Précis: Colorectal cancer screening by many primary physicians may not be adequate


The American Cancer Society and the American Gastroenterological Association, as well as other groups, have all recommended screening for colorectal cancer. Standard recommendations include annual testing for fecal occult blood and periodic sigmoidoscopy/colonoscopy after the age of 50 years for persons at average risk for colorectal cancer. However, how well these recommendations have been carried out in the community by primary care physicians is unclear.


In this study, the researchers mailed a questionnaire to 2,310 primary care physicians throughout the US. Among other items, the questionnaire asked whether physicians would offer colorectal cancer screening to 6 hypothetical patients.


A total of 417 physicians (19.5%) responded.
  • 85.1% of the respondents offered some form of colorectal cancer screening routinely.
  • About half of the physicians never stopped screening irrespective of patient?s age.
  • 43.6% of the physicians did not offer appropriate dietary advice to patients in preparation for fecal occult blood test (3 day avoidance of rare meat and some vegetables such as broccoli, turnips, and radishes).
  • About half of the physicians did not follow a positive fecal occult blood test with colonoscopy.

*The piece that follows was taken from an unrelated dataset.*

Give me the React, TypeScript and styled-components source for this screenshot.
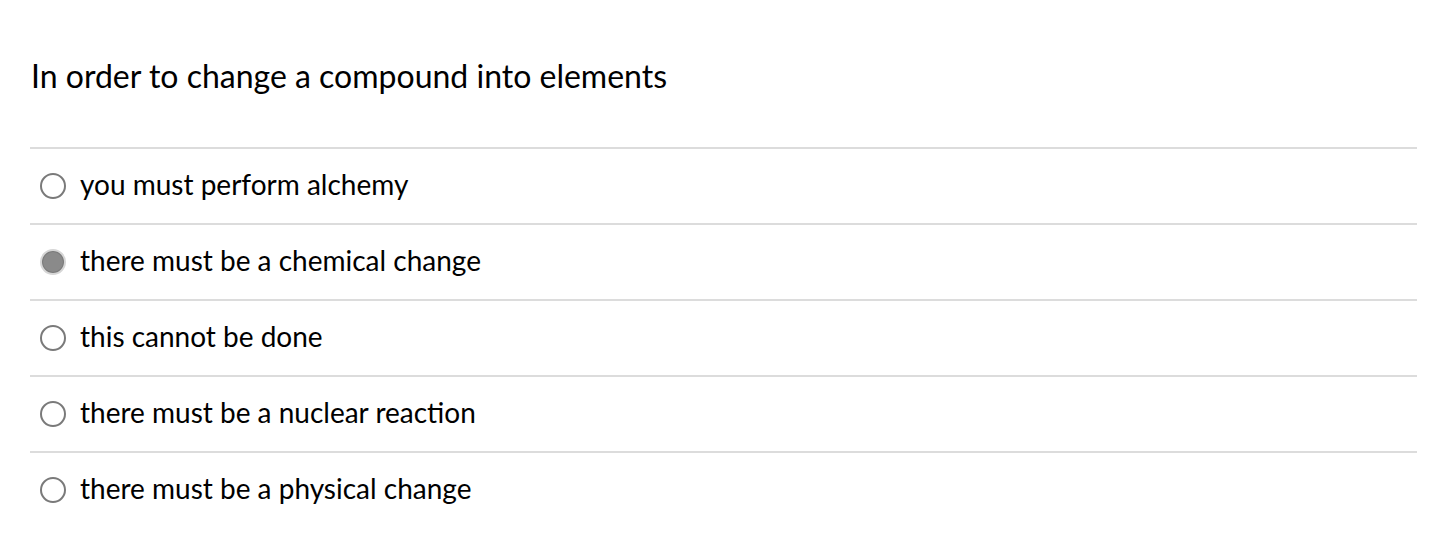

In this study, screening practices for colorectal cancer among primary care physicians varied widely from recommended guidelines. Aversion to the nature of the problem, the procedures used for screening, screening costs, and required referral patterns have presented major barriers to compliance with the recommendations. Immediate remediation is needed to teach primary care physicians about colorectal cancer screening, including how to identify appropriate candidates.